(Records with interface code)
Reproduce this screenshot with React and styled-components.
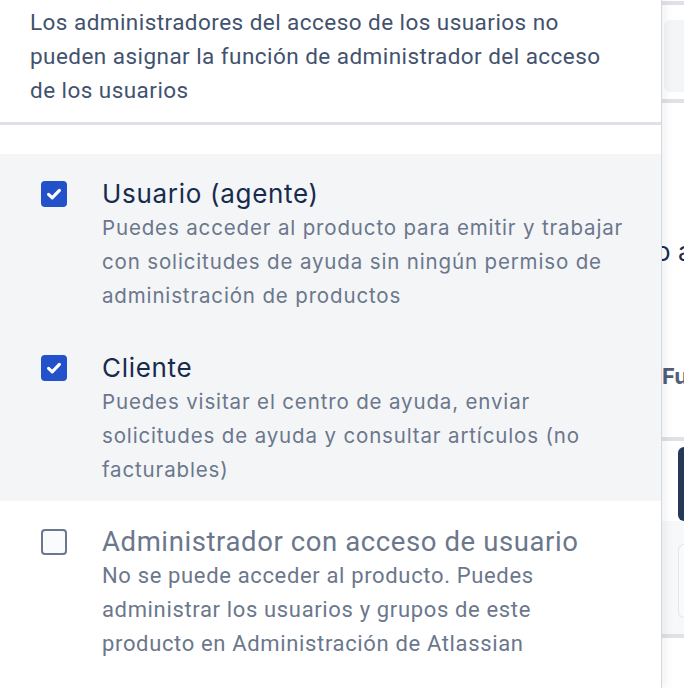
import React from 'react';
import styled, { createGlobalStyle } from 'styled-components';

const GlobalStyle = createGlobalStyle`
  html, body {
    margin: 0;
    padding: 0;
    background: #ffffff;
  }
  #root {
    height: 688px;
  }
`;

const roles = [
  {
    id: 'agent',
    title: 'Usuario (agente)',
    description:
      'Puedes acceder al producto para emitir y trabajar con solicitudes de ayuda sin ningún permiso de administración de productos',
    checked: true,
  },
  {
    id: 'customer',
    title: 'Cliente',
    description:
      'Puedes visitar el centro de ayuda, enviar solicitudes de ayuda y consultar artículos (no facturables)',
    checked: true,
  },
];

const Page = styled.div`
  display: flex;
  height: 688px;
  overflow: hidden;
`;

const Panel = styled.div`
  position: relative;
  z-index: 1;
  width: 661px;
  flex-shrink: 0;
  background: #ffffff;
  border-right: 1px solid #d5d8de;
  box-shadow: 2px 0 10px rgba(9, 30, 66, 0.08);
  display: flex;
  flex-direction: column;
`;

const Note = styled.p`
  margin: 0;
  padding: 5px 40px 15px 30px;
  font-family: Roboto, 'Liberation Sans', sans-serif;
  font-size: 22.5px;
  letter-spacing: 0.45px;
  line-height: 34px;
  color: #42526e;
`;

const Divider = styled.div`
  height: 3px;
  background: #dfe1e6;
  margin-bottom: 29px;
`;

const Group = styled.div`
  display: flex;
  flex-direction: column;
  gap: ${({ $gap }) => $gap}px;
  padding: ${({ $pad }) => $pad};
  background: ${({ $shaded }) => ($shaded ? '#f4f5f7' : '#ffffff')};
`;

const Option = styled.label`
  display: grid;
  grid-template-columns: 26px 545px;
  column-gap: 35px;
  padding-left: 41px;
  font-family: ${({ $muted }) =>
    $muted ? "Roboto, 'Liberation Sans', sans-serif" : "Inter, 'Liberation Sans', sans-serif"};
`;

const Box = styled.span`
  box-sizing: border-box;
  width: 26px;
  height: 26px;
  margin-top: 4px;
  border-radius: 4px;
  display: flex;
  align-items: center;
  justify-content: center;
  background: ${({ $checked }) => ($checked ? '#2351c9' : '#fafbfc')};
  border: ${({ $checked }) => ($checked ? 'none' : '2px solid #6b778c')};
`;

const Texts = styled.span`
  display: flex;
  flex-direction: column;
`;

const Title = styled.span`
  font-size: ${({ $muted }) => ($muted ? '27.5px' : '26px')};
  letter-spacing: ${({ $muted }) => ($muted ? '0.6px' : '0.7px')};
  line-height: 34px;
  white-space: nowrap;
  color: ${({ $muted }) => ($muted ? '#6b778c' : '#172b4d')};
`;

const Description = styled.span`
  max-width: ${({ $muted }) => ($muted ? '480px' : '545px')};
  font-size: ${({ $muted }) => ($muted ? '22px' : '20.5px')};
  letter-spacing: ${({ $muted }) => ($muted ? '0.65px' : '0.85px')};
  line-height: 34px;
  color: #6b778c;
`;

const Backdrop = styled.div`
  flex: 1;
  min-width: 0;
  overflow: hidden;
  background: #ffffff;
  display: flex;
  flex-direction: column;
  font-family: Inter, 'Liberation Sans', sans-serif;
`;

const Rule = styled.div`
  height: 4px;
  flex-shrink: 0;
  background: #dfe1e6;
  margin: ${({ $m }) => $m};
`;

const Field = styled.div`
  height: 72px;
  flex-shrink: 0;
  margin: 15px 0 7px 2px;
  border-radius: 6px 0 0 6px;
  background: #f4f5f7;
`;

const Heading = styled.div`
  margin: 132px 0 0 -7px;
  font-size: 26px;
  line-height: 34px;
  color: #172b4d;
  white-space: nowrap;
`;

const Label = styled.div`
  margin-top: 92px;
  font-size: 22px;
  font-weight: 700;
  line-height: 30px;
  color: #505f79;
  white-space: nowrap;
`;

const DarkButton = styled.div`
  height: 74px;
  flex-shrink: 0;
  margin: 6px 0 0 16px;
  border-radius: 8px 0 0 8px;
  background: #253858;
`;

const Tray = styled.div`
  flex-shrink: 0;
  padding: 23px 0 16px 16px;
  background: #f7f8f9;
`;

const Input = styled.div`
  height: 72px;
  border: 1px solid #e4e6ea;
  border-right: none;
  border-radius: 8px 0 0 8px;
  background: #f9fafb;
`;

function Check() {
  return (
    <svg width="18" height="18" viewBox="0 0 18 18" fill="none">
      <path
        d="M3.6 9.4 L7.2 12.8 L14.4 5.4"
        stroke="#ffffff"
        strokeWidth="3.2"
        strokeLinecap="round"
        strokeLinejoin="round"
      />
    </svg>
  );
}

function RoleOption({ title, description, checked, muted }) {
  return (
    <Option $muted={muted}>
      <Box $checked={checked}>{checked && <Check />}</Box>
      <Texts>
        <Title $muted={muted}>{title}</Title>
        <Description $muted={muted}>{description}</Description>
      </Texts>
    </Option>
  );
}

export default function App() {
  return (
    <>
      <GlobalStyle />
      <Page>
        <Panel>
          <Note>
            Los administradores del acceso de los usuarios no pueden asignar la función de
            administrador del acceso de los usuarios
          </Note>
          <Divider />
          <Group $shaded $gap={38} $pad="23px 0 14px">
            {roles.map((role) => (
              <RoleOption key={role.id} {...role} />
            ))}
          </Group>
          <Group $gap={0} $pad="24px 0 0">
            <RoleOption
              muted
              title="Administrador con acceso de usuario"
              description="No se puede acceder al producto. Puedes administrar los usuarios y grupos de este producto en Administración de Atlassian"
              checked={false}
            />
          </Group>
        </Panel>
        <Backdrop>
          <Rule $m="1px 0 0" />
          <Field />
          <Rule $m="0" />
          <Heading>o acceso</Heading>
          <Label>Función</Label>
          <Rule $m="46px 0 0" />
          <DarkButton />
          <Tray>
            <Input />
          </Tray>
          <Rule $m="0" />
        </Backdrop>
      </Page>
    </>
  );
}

---

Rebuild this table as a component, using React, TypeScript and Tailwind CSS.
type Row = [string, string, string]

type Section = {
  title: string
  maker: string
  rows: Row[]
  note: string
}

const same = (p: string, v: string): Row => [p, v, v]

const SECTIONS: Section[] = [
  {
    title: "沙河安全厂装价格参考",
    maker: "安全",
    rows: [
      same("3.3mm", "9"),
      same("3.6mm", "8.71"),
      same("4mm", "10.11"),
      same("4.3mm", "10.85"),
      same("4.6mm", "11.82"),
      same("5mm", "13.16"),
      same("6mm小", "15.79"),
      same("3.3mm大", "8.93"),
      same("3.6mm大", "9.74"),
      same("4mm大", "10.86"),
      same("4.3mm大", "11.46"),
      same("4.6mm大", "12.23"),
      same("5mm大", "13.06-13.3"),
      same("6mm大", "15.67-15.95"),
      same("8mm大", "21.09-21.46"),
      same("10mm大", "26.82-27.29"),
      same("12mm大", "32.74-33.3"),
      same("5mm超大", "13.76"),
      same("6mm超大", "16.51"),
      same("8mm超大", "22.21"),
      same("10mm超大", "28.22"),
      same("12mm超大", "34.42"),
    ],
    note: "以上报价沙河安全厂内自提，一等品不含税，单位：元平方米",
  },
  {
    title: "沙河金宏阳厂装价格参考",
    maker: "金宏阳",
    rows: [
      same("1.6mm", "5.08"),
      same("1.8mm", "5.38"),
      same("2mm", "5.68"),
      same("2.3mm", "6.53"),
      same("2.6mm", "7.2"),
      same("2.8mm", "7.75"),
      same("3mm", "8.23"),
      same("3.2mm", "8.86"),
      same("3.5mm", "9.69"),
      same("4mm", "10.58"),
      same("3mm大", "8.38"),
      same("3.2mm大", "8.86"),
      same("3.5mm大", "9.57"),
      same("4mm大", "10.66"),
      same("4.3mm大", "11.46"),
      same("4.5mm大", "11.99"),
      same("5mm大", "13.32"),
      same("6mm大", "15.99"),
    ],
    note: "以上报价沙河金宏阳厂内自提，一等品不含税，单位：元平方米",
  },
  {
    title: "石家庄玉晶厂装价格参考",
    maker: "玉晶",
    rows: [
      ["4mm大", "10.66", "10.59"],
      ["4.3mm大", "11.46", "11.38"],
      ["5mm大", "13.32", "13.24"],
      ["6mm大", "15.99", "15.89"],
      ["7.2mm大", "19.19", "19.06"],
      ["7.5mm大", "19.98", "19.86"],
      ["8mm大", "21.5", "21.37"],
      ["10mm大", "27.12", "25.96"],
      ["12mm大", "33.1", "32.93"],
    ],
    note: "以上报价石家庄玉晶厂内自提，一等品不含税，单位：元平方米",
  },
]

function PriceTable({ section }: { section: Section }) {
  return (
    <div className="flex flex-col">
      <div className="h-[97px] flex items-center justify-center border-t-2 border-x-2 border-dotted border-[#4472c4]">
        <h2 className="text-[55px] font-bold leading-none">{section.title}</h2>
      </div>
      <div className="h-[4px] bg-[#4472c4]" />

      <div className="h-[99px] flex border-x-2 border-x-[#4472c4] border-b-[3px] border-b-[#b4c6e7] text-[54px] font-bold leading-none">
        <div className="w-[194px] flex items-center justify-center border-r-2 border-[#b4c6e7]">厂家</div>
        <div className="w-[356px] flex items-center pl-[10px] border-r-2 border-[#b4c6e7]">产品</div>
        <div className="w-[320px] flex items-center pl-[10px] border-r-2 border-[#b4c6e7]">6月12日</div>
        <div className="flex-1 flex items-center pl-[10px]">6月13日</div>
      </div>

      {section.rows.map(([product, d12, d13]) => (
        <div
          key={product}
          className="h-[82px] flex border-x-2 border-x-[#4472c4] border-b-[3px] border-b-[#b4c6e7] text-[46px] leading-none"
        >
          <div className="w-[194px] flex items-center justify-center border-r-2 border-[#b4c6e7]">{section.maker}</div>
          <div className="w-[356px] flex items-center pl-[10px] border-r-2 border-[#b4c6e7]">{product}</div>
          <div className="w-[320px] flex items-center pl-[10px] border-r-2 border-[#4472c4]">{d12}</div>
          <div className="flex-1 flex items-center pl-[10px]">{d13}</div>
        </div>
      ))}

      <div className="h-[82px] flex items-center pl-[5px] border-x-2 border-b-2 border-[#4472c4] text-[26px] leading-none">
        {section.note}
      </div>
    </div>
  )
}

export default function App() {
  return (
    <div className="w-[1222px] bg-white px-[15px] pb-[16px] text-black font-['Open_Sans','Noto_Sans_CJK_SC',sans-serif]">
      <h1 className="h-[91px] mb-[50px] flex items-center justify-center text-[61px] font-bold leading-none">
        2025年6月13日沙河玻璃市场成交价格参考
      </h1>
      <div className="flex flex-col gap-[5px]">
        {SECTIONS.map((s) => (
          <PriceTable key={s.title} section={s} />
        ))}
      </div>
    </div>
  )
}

EXERCISE REQUIREMENTS
Retype, word for word, every line from the line with "Rebuild this table" to the line with "const same = (p: string, v: string): Row", inclusive. Add nothing.

ANSWER BELOW
Rebuild this table as a component, using React, TypeScript and Tailwind CSS.
type Row = [string, string, string]

type Section = {
  title: string
  maker: string
  rows: Row[]
  note: string
}

const same = (p: string, v: string): Row => [p, v, v]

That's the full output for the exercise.